Directive> Every line below is to be copied exactly, with the pictures left out.

Provided material>
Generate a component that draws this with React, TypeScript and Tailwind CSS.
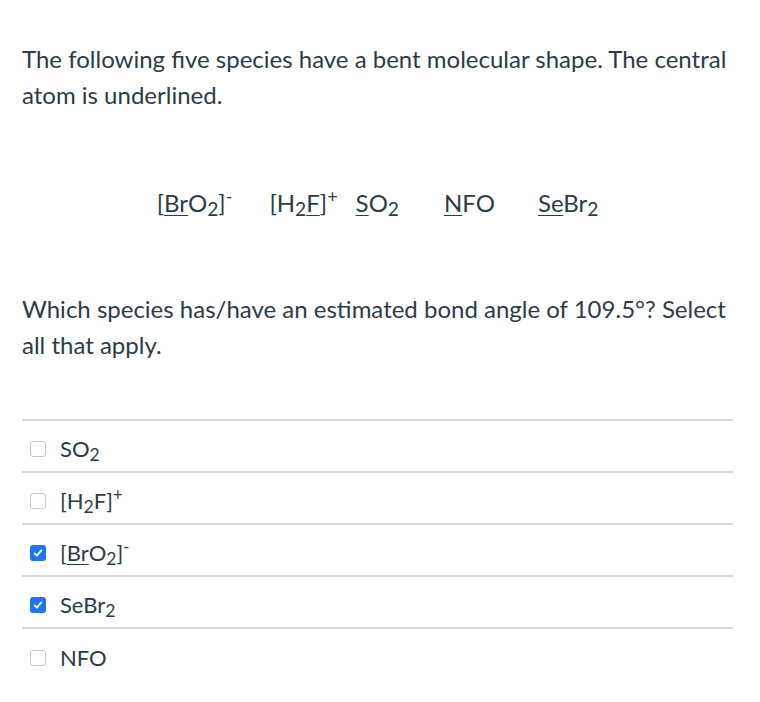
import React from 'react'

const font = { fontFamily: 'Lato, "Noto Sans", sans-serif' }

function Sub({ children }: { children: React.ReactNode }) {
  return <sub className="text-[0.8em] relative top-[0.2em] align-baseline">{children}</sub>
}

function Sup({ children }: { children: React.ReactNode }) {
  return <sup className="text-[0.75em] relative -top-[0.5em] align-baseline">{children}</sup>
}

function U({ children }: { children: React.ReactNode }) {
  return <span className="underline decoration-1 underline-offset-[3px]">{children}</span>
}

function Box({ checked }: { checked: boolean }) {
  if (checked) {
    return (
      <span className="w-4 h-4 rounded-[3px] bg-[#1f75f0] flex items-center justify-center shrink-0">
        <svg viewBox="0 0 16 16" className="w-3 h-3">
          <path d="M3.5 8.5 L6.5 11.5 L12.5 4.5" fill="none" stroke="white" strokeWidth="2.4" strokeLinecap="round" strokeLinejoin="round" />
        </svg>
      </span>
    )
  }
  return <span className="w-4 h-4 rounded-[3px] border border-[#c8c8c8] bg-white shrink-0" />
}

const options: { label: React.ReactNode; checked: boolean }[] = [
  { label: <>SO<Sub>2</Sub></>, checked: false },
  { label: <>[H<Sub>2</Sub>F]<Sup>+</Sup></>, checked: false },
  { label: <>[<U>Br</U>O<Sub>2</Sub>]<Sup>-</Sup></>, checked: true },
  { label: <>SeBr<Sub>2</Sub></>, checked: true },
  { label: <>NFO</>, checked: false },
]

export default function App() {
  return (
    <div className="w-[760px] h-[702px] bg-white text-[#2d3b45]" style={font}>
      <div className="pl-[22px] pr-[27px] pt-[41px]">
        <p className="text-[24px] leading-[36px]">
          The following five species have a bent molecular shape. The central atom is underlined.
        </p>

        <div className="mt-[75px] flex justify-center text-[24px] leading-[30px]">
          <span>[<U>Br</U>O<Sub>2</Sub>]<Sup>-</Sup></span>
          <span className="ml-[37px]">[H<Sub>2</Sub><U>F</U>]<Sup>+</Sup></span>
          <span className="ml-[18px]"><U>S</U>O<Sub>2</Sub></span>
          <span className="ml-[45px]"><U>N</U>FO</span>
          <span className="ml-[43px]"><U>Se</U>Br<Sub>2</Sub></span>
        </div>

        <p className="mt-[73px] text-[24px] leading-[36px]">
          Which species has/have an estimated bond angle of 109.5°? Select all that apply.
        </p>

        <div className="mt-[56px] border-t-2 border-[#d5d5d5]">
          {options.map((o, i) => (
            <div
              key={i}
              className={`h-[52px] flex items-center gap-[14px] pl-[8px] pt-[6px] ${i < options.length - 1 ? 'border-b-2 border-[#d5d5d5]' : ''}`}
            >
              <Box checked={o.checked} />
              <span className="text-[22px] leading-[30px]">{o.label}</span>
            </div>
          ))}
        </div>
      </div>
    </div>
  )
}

Answer to the task>
Generate a component that draws this with React, TypeScript and Tailwind CSS.
import React from 'react'

const font = { fontFamily: 'Lato, "Noto Sans", sans-serif' }

function Sub({ children }: { children: React.ReactNode }) {
  return <sub className="text-[0.8em] relative top-[0.2em] align-baseline">{children}</sub>
}

function Sup({ children }: { children: React.ReactNode }) {
  return <sup className="text-[0.75em] relative -top-[0.5em] align-baseline">{children}</sup>
}

function U({ children }: { children: React.ReactNode }) {
  return <span className="underline decoration-1 underline-offset-[3px]">{children}</span>
}

function Box({ checked }: { checked: boolean }) {
  if (checked) {
    return (
      <span className="w-4 h-4 rounded-[3px] bg-[#1f75f0] flex items-center justify-center shrink-0">
        <svg viewBox="0 0 16 16" className="w-3 h-3">
          <path d="M3.5 8.5 L6.5 11.5 L12.5 4.5" fill="none" stroke="white" strokeWidth="2.4" strokeLinecap="round" strokeLinejoin="round" />
        </svg>
      </span>
    )
  }
  return <span className="w-4 h-4 rounded-[3px] border border-[#c8c8c8] bg-white shrink-0" />
}

const options: { label: React.ReactNode; checked: boolean }[] = [
  { label: <>SO<Sub>2</Sub></>, checked: false },
  { label: <>[H<Sub>2</Sub>F]<Sup>+</Sup></>, checked: false },
  { label: <>[<U>Br</U>O<Sub>2</Sub>]<Sup>-</Sup></>, checked: true },
  { label: <>SeBr<Sub>2</Sub></>, checked: true },
  { label: <>NFO</>, checked: false },
]

export default function App() {
  return (
    <div className="w-[760px] h-[702px] bg-white text-[#2d3b45]" style={font}>
      <div className="pl-[22px] pr-[27px] pt-[41px]">
        <p className="text-[24px] leading-[36px]">
          The following five species have a bent molecular shape. The central atom is underlined.
        </p>

        <div className="mt-[75px] flex justify-center text-[24px] leading-[30px]">
          <span>[<U>Br</U>O<Sub>2</Sub>]<Sup>-</Sup></span>
          <span className="ml-[37px]">[H<Sub>2</Sub><U>F</U>]<Sup>+</Sup></span>
          <span className="ml-[18px]"><U>S</U>O<Sub>2</Sub></span>
          <span className="ml-[45px]"><U>N</U>FO</span>
          <span className="ml-[43px]"><U>Se</U>Br<Sub>2</Sub></span>
        </div>

        <p className="mt-[73px] text-[24px] leading-[36px]">
          Which species has/have an estimated bond angle of 109.5°? Select all that apply.
        </p>

        <div className="mt-[56px] border-t-2 border-[#d5d5d5]">
          {options.map((o, i) => (
            <div
              key={i}
              className={`h-[52px] flex items-center gap-[14px] pl-[8px] pt-[6px] ${i < options.length - 1 ? 'border-b-2 border-[#d5d5d5]' : ''}`}
            >
              <Box checked={o.checked} />
              <span className="text-[22px] leading-[30px]">{o.label}</span>
            </div>
          ))}
        </div>
      </div>
    </div>
  )
}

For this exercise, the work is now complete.